The new entrepreneurs certainly are persistent in recruiting their management teams. Once, one of the people most sought by Cypress, a brilliant, 29-year-old Intel circuit designer named Bruce Bateman, came back from a two-hour meeting with Intel president Andrew Grove convinced he would turn Rodgers down. But Rodgers continued to hound the designer, saying he didn't want to "ruin" Bateman's career by letting him pass up his great opportunity at Cypress. Ultimately, Rodgers got his man.
"At this company, we accept only two answers," Rodgers jokes. "Yes, or we'll talk about it some more."

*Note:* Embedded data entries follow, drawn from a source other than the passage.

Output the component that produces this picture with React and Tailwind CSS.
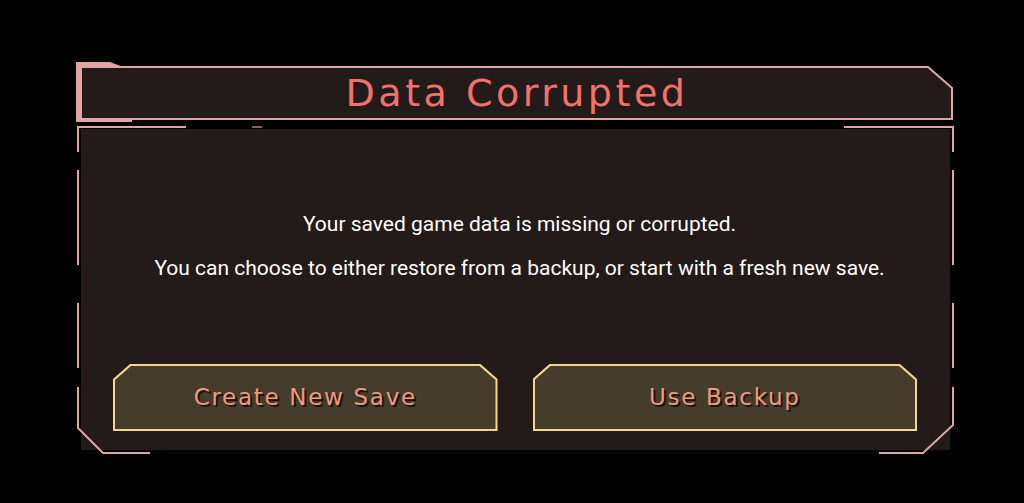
import React from 'react';

const PINK = '#dfa4a4';

// pink trim around the title bar and the message panel
const FrameLines = () => (
  <svg
    className="pointer-events-none absolute left-0 top-0"
    width="880"
    height="394"
    viewBox="0 0 880 394"
    fill="none"
  >
    {/* title bar */}
    <polygon points="0,0 34,0 47,5 0,5" fill={PINK} />
    <rect x="0" y="0" width="6" height="60" fill={PINK} />
    <rect x="0" y="56" width="56" height="4" fill={PINK} />
    <path d="M0 5 H852 L876 26 V57 H56" stroke={PINK} strokeWidth="2" />

    {/* panel */}
    <g stroke={PINK} strokeWidth="2">
      <path d="M2 90 V65 H110" />
      <path d="M176 65 H186" opacity="0.6" />
      <path d="M768 65 H877 V90" />
      <path d="M2 108 V203 M2 241 V306" />
      <path d="M2 325 V366 L27 391 H74" />
      <path d="M877 108 V203 M877 241 V306" />
      <path d="M877 325 V363 L847 391 H803" />
    </g>
  </svg>
);

const ActionButton = ({ label }) => (
  <button className="flex-1 h-[67px] bg-[#f4d78e] p-[2px] [clip-path:polygon(17px_0,calc(100%-17px)_0,100%_15px,100%_100%,0_100%,0_15px)]">
    <div className="flex h-full w-full items-center justify-center bg-[#463c2c] [clip-path:polygon(16px_0,calc(100%-16px)_0,100%_14px,100%_100%,0_100%,0_14px)]">
      <span className="font-['DejaVu_Sans',sans-serif] text-[23px] tracking-[1.7px] text-[#ec9a80] [text-shadow:2px_2px_0_#1a130d]">
        {label}
      </span>
    </div>
  </button>
);

export default function App() {
  return (
    <div className="h-[503px] w-[1024px] overflow-hidden bg-black pl-[76px] pt-[62px]">
      <div className="relative w-[879px]">
        <div className="h-[61px] pl-[6px] pt-[6px]">
          <div className="flex h-[50px] w-[870px] items-center justify-center bg-[#231a1a] [clip-path:polygon(0_0,846px_0,100%_21px,100%_100%,0_100%)]">
            <h1 className="font-['DejaVu_Sans',sans-serif] text-[38px] leading-none tracking-[3.5px] text-[#f2716b]">
              Data Corrupted
            </h1>
          </div>
        </div>

        <div className="ml-[5px] mt-[6px] flex h-[321px] w-[869px] flex-col bg-[#231a1a] pb-[19px] pl-[32px] pr-[33px] pt-[83px] font-['Roboto',sans-serif] text-white">
          <p className="pl-[9px] text-center text-[21px] leading-6">Your saved game data is missing or corrupted.</p>
          <p className="mt-[20px] pl-[9px] text-center text-[21px] leading-6">
            You can choose to either restore from a backup, or start with a fresh new save.
          </p>
          <div className="flex-1" />
          <div className="flex gap-[35px]">
            <ActionButton label="Create New Save" />
            <ActionButton label="Use Backup" />
          </div>
        </div>

        <FrameLines />
      </div>
    </div>
  );
}
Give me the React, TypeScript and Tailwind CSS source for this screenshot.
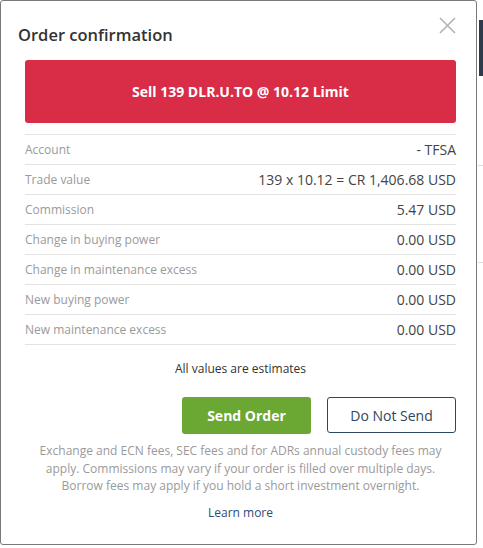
const rows = [
  { label: "Account", value: "- TFSA" },
  { label: "Trade value", value: "139 x 10.12 = CR 1,406.68 USD" },
  { label: "Commission", value: "5.47 USD" },
  { label: "Change in buying power", value: "0.00 USD" },
  { label: "Change in maintenance excess", value: "0.00 USD" },
  { label: "New buying power", value: "0.00 USD" },
  { label: "New maintenance excess", value: "0.00 USD" },
];

const App = () => {
  return (
    <div className="relative w-[483px] h-[548px] overflow-hidden bg-white font-['Open_Sans',sans-serif]">
      {/* page behind the modal */}
      <div className="absolute right-0 top-[20px] w-[4px] h-[56px] bg-[#2e3b4b]" />
      <div className="absolute right-0 top-[165px] w-[5px] border-t border-[#ddd]" />
      <div className="absolute right-0 top-[262px] w-[5px] border-t border-[#ddd]" />

      <div className="relative w-[477px] h-[545px] border border-[#7a7a7a] rounded-[3px] bg-white">
        <button className="absolute right-[20px] top-[16px] w-[17px] h-[17px] text-[#b3b3b3]">
          <svg viewBox="0 0 17 17" className="w-full h-full" fill="none" stroke="currentColor" strokeWidth="1.6">
            <path d="M1 1 L16 16 M16 1 L1 16" />
          </svg>
        </button>

        <h2 className="pl-[17px] pt-[22px] text-[16.5px] leading-[24px] font-semibold text-[#333]">Order confirmation</h2>

        <div className="pl-[24px] pr-[20px] mt-[13px]">
          <div className="h-[63px] rounded-[3px] bg-[#d92c46] flex items-center justify-center text-white text-[14px] font-bold">
            Sell 139 DLR.U.TO @ 10.12 Limit
          </div>

          <div className="mt-[11px] border-t border-[#e3e3e3]">
            {rows.map((r) => (
              <div key={r.label} className="h-[30px] flex items-center justify-between border-b border-[#e3e3e3]">
                <span className="text-[12px] text-[#9a9a9a]">{r.label}</span>
                <span className="text-[14px] text-[#444]">{r.value}</span>
              </div>
            ))}
          </div>

          <p className="mt-[15px] text-center text-[12px] text-[#333]">All values are estimates</p>

          <div className="mt-[19px] flex justify-end gap-[16px]">
            <button className="w-[129px] h-[37px] rounded-[3px] bg-[#6aa833] text-white text-[14px] font-bold">Send Order</button>
            <button className="w-[129px] h-[36px] rounded-[3px] border border-[#2f4660] text-[#2f4660] text-[14px]">Do Not Send</button>
          </div>

          <p className="mt-[8px] px-[10px] text-center text-[12px] leading-[17.5px] text-[#9a9a9a]">
            Exchange and ECN fees, SEC fees and for ADRs annual custody fees may apply. Commissions may vary if your order is filled over multiple days. Borrow fees may apply if you hold a short investment overnight.
          </p>

          <p className="mt-[9px] text-center text-[12px] text-[#2b4d72]">Learn more</p>
        </div>
      </div>
    </div>
  );
};

export default App;
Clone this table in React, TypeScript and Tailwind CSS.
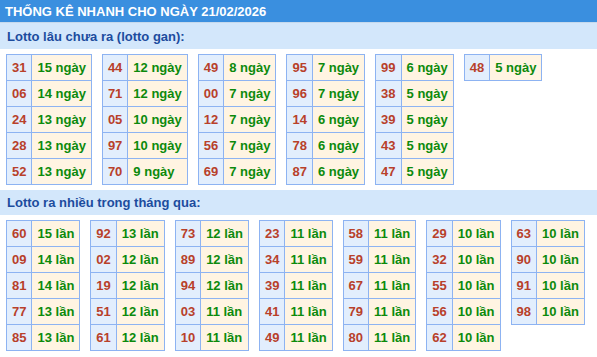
import React from "react";

type Item = [string, string];

const gan: Item[][] = [
  [["31", "15 ngày"], ["06", "14 ngày"], ["24", "13 ngày"], ["28", "13 ngày"], ["52", "13 ngày"]],
  [["44", "12 ngày"], ["71", "12 ngày"], ["05", "10 ngày"], ["97", "10 ngày"], ["70", "9 ngày"]],
  [["49", "8 ngày"], ["00", "7 ngày"], ["12", "7 ngày"], ["56", "7 ngày"], ["69", "7 ngày"]],
  [["95", "7 ngày"], ["96", "7 ngày"], ["14", "6 ngày"], ["78", "6 ngày"], ["87", "6 ngày"]],
  [["99", "6 ngày"], ["38", "5 ngày"], ["39", "5 ngày"], ["43", "5 ngày"], ["47", "5 ngày"]],
  [["48", "5 ngày"]],
];

const nhieu: Item[][] = [
  [["60", "15 lần"], ["09", "14 lần"], ["81", "14 lần"], ["77", "13 lần"], ["85", "13 lần"]],
  [["92", "13 lần"], ["02", "12 lần"], ["19", "12 lần"], ["51", "12 lần"], ["61", "12 lần"]],
  [["73", "12 lần"], ["89", "12 lần"], ["94", "12 lần"], ["03", "11 lần"], ["10", "11 lần"]],
  [["23", "11 lần"], ["34", "11 lần"], ["39", "11 lần"], ["41", "11 lần"], ["49", "11 lần"]],
  [["58", "11 lần"], ["59", "11 lần"], ["67", "11 lần"], ["79", "11 lần"], ["80", "11 lần"]],
  [["29", "10 lần"], ["32", "10 lần"], ["55", "10 lần"], ["56", "10 lần"], ["62", "10 lần"]],
  [["63", "10 lần"], ["90", "10 lần"], ["91", "10 lần"], ["98", "10 lần"]],
];

function Block({ rows }: { rows: Item[] }) {
  return (
    <div className="border-l border-t border-[#8db3f2]">
      {rows.map(([n, v], i) => (
        <div key={i} className="flex h-[26px]">
          <div className="flex items-center justify-center px-[5px] bg-[#e2eefd] text-[#b8402a] border-r border-b border-[#8db3f2]">
            {n}
          </div>
          <div className="flex flex-1 items-center px-[5px] bg-[#fff4e2] text-[#0c8a0c] border-r border-b border-[#8db3f2]">
            {v}
          </div>
        </div>
      ))}
    </div>
  );
}

function Section({ title, blocks, barH }: { title: string; blocks: Item[][]; barH: string }) {
  return (
    <div>
      <div className={`${barH} flex items-center px-[7px] bg-[#d3e7fb] text-[#1c4c9e]`}>{title}</div>
      <div className="flex items-start gap-x-[10px] pl-[6px] pt-[5px] pb-[5px]">
        {blocks.map((b, i) => (
          <Block key={i} rows={b} />
        ))}
      </div>
    </div>
  );
}

export default function App() {
  return (
    <div
      className="w-[597px] h-[357px] bg-white font-bold text-[13px] leading-none overflow-hidden"
      style={{ fontFamily: '"Liberation Sans", Arial, sans-serif' }}
    >
      <div className="h-[23px] flex items-center px-[5px] bg-[#3a8fdf] text-white border-b border-[#c6d9ec]">
        THỐNG KÊ NHANH CHO NGÀY 21/02/2026
      </div>
      <Section title="Lotto lâu chưa ra (lotto gan):" blocks={gan} barH="h-[26px]" />
      <Section title="Lotto ra nhiều trong tháng qua:" blocks={nhieu} barH="h-[25px]" />
    </div>
  );
}
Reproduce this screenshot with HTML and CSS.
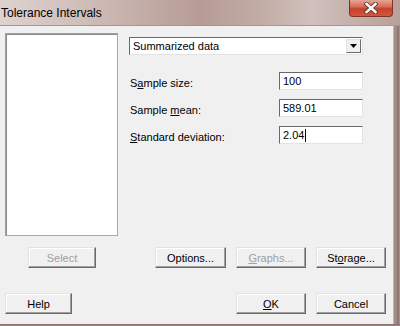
FILE: index.html
```html
<!DOCTYPE html>
<html>
<head>
    <title>Tolerance Intervals</title>
    <link rel="stylesheet" href="styles.css">
</head>
<body>
    <div class="window">
        <div class="titlebar">
            <span class="title">Tolerance Intervals</span>
            <div class="close-button">
                <svg width="18" height="12" viewBox="0 0 18 12">
                    <path d="M4.5 2 L13.5 10 M13.5 2 L4.5 10" stroke="#5a3a34" stroke-width="4.2" stroke-linecap="square"/>
                    <path d="M4.5 2 L13.5 10 M13.5 2 L4.5 10" stroke="#fff" stroke-width="2.4" stroke-linecap="square"/>
                </svg>
            </div>
        </div>
        <div class="frame">
            <div class="client">
                <div class="main">
                    <div class="listbox"></div>
                    <div class="panel">
                        <div class="dropdown">
                            <span class="dropdown-text">Summarized data</span>
                            <span class="dropdown-arrow">
                                <svg width="7" height="4" viewBox="0 0 7 4"><path d="M0 0 H7 L3.5 4 Z" fill="#000"/></svg>
                            </span>
                        </div>
                        <div class="fields">
                            <div class="field-row">
                                <label>S<u>a</u>mple size:</label>
                                <div class="input">100</div>
                            </div>
                            <div class="field-row">
                                <label>Sample <u>m</u>ean:</label>
                                <div class="input">589.01</div>
                            </div>
                            <div class="field-row">
                                <label><u>S</u>tandard deviation:</label>
                                <div class="input">2.04<span class="caret"></span></div>
                            </div>
                        </div>
                    </div>
                </div>
                <div class="button-row first-row">
                    <button class="btn btn-select" disabled>Select</button>
                    <div class="spacer"></div>
                    <button class="btn btn-options">Options...</button>
                    <button class="btn" disabled><u>G</u>raphs...</button>
                    <button class="btn">St<u>o</u>rage...</button>
                </div>
                <div class="button-row second-row">
                    <button class="btn btn-help">Help</button>
                    <div class="spacer"></div>
                    <button class="btn"><u>O</u>K</button>
                    <button class="btn">Cancel</button>
                </div>
            </div>
            <div class="frame-right"></div>
        </div>
        <div class="frame-bottom"></div>
    </div>
</body>
</html>
```

FILE: styles.css
```css
body {
    margin: 0;
    width: 400px;
    height: 326px;
    overflow: hidden;
    font-family: "Liberation Sans", Arial, sans-serif;
    font-size: 11px;
    color: #000;
}

.window {
    display: flex;
    flex-direction: column;
    width: 400px;
    height: 326px;
}

.titlebar {
    height: 25px;
    display: flex;
    justify-content: space-between;
    align-items: flex-start;
    padding-right: 7px;
    border-bottom: 1px solid #a89490;
    background: linear-gradient(to right, #ded2cf 0, #cdb9b4 25%, #b69c95 50%, #c2aca6 65%, #d0c0bc 78%, #b9a09a 100%);
}

.title {
    font-size: 12px;
    line-height: 14px;
    padding-top: 6px;
    padding-left: 1px;
    color: #000;
}

.close-button {
    width: 44px;
    height: 17px;
    box-sizing: border-box;
    border: 1px solid #7e3528;
    border-top: none;
    border-radius: 0 0 4px 4px;
    background: linear-gradient(to bottom, #e5a494 0, #d7705c 40%, #c5412c 55%, #d4563e 100%);
    display: flex;
    justify-content: center;
    align-items: center;
}

.frame {
    display: flex;
    flex: 1;
}

.client {
    width: 393px;
    box-sizing: border-box;
    background-color: #f0f0f0;
    padding: 7px 7px 0 5px;
}

.frame-right {
    flex: 1;
    background: linear-gradient(to right, #d8cfcc 0, #a48c86 20%, #a48c86 55%, #7d6964 70%, #b4a09b 100%);
}

.frame-bottom {
    height: 2px;
    background: linear-gradient(to bottom, #7d6964, #a48c86);
}

.main {
    display: flex;
    height: 203px;
}

.listbox {
    width: 113px;
    height: 203px;
    box-sizing: border-box;
    background-color: #fff;
    border: 1px solid;
    border-color: #a0a0a0 #a8a8a8 #a8a8a8 #a0a0a0;
    box-shadow: inset 1px 1px 0 #8c8c8c;
}

.panel {
    margin-left: 11px;
    margin-top: 4px;
    width: 234px;
}

.dropdown {
    height: 18px;
    box-sizing: border-box;
    display: flex;
    align-items: center;
    justify-content: space-between;
    background-color: #fff;
    border: 1px solid;
    border-color: #696969 #e3e3e3 #e3e3e3 #696969;
    padding: 0 1px 0 3px;
}

.dropdown-arrow {
    width: 15px;
    height: 14px;
    box-sizing: border-box;
    display: flex;
    align-items: center;
    justify-content: center;
    background-color: #f0f0f0;
    border: 1px solid;
    border-color: #e3e3e3 #696969 #696969 #e3e3e3;
}

.fields {
    margin-top: 17px;
    display: flex;
    flex-direction: column;
    gap: 9px;
}

.field-row {
    display: flex;
    justify-content: space-between;
    align-items: center;
    height: 18px;
    padding-left: 1px;
}

.field-row label {
    padding-top: 3px;
}

.input {
    width: 84px;
    height: 18px;
    box-sizing: border-box;
    display: flex;
    align-items: center;
    background-color: #fff;
    border: 1px solid;
    border-color: #696969 #e3e3e3 #e3e3e3 #696969;
    padding-left: 3px;
}

.caret {
    display: inline-block;
    width: 1px;
    height: 13px;
    margin-left: 1px;
    background-color: #000;
}

.button-row {
    display: flex;
    gap: 10px;
    height: 21px;
}

.first-row {
    margin-top: 11px;
}

.second-row {
    margin-top: 25px;
}

.spacer {
    flex: 1;
}

.btn {
    width: 70px;
    height: 21px;
    box-sizing: border-box;
    padding: 0;
    font-family: "Liberation Sans", Arial, sans-serif;
    font-size: 11px;
    color: #000;
    background-color: #f0f0f0;
    border: 1px solid;
    border-color: #e3e3e3 #696969 #696969 #e3e3e3;
    box-shadow: inset -1px -1px 0 #a0a0a0, inset 1px 1px 0 #fff;
}

.btn:disabled {
    color: #a0a0a0;
}

.btn-select {
    width: 68px;
    margin-left: 23px;
}

.btn-options {
    width: 71px;
}

.btn-help {
    width: 67px;
}
```
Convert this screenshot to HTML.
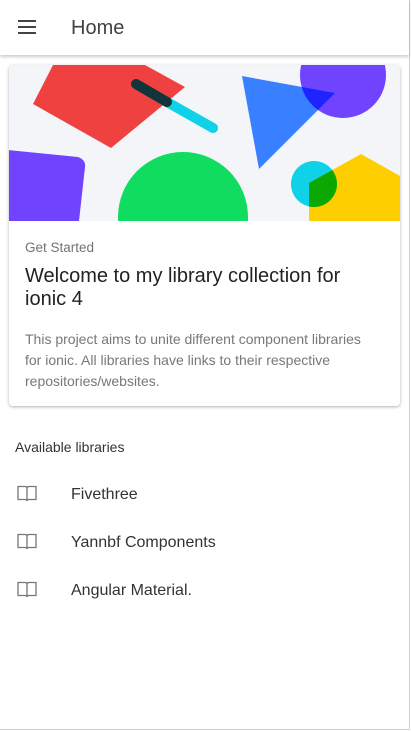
<!DOCTYPE html>
<html><head><meta charset="utf-8"><style>
*{margin:0;padding:0;box-sizing:border-box}
html,body{width:411px;height:731px;overflow:hidden;background:#fff;font-family:"Liberation Sans",Roboto,sans-serif}
.frame{position:absolute;left:0;top:0;width:410px;height:730px;border-right:1px solid #d0d0d0;border-bottom:1px solid #d0d0d0}
.hdr{position:absolute;left:0;top:0;width:409px;height:55px;background:#fff;box-shadow:0 2px 3px rgba(0,0,0,.2)}
.ham{position:absolute;left:18px;top:20px;width:18px}
.ham i{display:block;height:2px;background:#424242;margin-bottom:4px}
.title{position:absolute;left:71px;top:17px;font-size:20px;color:#424242}
.card{position:absolute;left:9px;top:65px;width:391px;height:341px;background:#fff;border-radius:4px;box-shadow:0 1px 3px rgba(0,0,0,.3);overflow:hidden}
.sub{position:absolute;left:16px;top:175px;font-size:13.5px;color:#737373}
.h{position:absolute;left:16px;top:200px;font-size:20px;line-height:23px;color:#222;width:340px}
.p{position:absolute;left:16px;top:264px;font-size:14px;line-height:21px;color:#777;width:350px}
.lh{position:absolute;left:15px;top:439px;font-size:14px;color:#333}
.item{position:absolute;left:71px;font-size:16px;color:#333}
.bk{position:absolute;left:17px}
</style></head><body>
<div class="frame"></div>
<div class="hdr"><div class="ham"><i></i><i></i><i></i></div><div class="title">Home</div></div>
<div class="card">
<svg width="391" height="156" viewBox="9 65 391 156" style="position:absolute;left:0;top:0">
<rect x="9" y="65" width="391" height="156" fill="#f4f5f8"/>
<polygon points="53,65 145,65 185,87 111,148 33,104" fill="#f04141"/>
<line x1="167" y1="102" x2="213" y2="128" stroke="#0fd2e8" stroke-width="10" stroke-linecap="round"/>
<line x1="136" y1="84" x2="167" y2="102" stroke="#12343b" stroke-width="10" stroke-linecap="round"/>
<circle cx="343" cy="75" r="43" fill="#7044ff"/>
<polygon points="242,76 335,93 259,169" fill="#3880ff" />
<clipPath id="c1"><circle cx="343" cy="75" r="43"/></clipPath>
<polygon points="242,76 335,93 259,169" fill="#1d24ff" clip-path="url(#c1)"/>
<path d="M8,150 L78,157 Q86,160 85,167 L79,221 L8,221Z" fill="#7044ff"/>
<circle cx="183" cy="217" r="65" fill="#10dc60"/>
<circle cx="314" cy="184" r="23" fill="#0fd2e8"/>
<polygon points="309,183 361,154 400,176 400,221 309,221" fill="#ffce00"/>
<clipPath id="c2"><polygon points="309,183 361,154 400,176 400,221 309,221"/></clipPath>
<circle cx="314" cy="184" r="23" fill="#0aa800" clip-path="url(#c2)"/>
</svg>
<div class="sub">Get Started</div>
<div class="h">Welcome to my library collection for ionic 4</div>
<div class="p">This project aims to unite different component libraries for ionic. All libraries have links to their respective repositories/websites.</div>
</div>
<div class="lh">Available libraries</div>
<svg class="bk" style="top:485px" width="20" height="17" viewBox="0 0 20 17"><path d="M1 1.5 H8 Q10 1.5 10 3.5 V16 Q10 14.5 8 14.5 H1Z M19 1.5 H12 Q10 1.5 10 3.5 V16 Q10 14.5 12 14.5 H19Z" fill="none" stroke="#777" stroke-width="1.3"/></svg>
<div class="item" style="top:486px">Fivethree</div>
<svg class="bk" style="top:533px" width="20" height="17" viewBox="0 0 20 17"><path d="M1 1.5 H8 Q10 1.5 10 3.5 V16 Q10 14.5 8 14.5 H1Z M19 1.5 H12 Q10 1.5 10 3.5 V16 Q10 14.5 12 14.5 H19Z" fill="none" stroke="#777" stroke-width="1.3"/></svg>
<div class="item" style="top:534px">Yannbf Components</div>
<svg class="bk" style="top:581px" width="20" height="17" viewBox="0 0 20 17"><path d="M1 1.5 H8 Q10 1.5 10 3.5 V16 Q10 14.5 8 14.5 H1Z M19 1.5 H12 Q10 1.5 10 3.5 V16 Q10 14.5 12 14.5 H19Z" fill="none" stroke="#777" stroke-width="1.3"/></svg>
<div class="item" style="top:582px">Angular Material.</div>
</body></html>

In any event, Valentine and his counterparts doubt that the grand old men at Intel or National Semiconductor will be able to stop the flood of new companies. As long as there are markets and commercially viable technologies left untapped, there remains a strong incentive for entrepreneurs to leave established companies for the dream of building their own Intels.
"This is an industry that lives off new ideas, and big firms simply don't have the capacity to come up with them. Do you expect them from an RCA, GM, or General Electric?" LSI Logic's Corrigan asks bluntly. "When you start a company, you're on the frontier. You look at the markets as a whole new world. You can't afford to look back."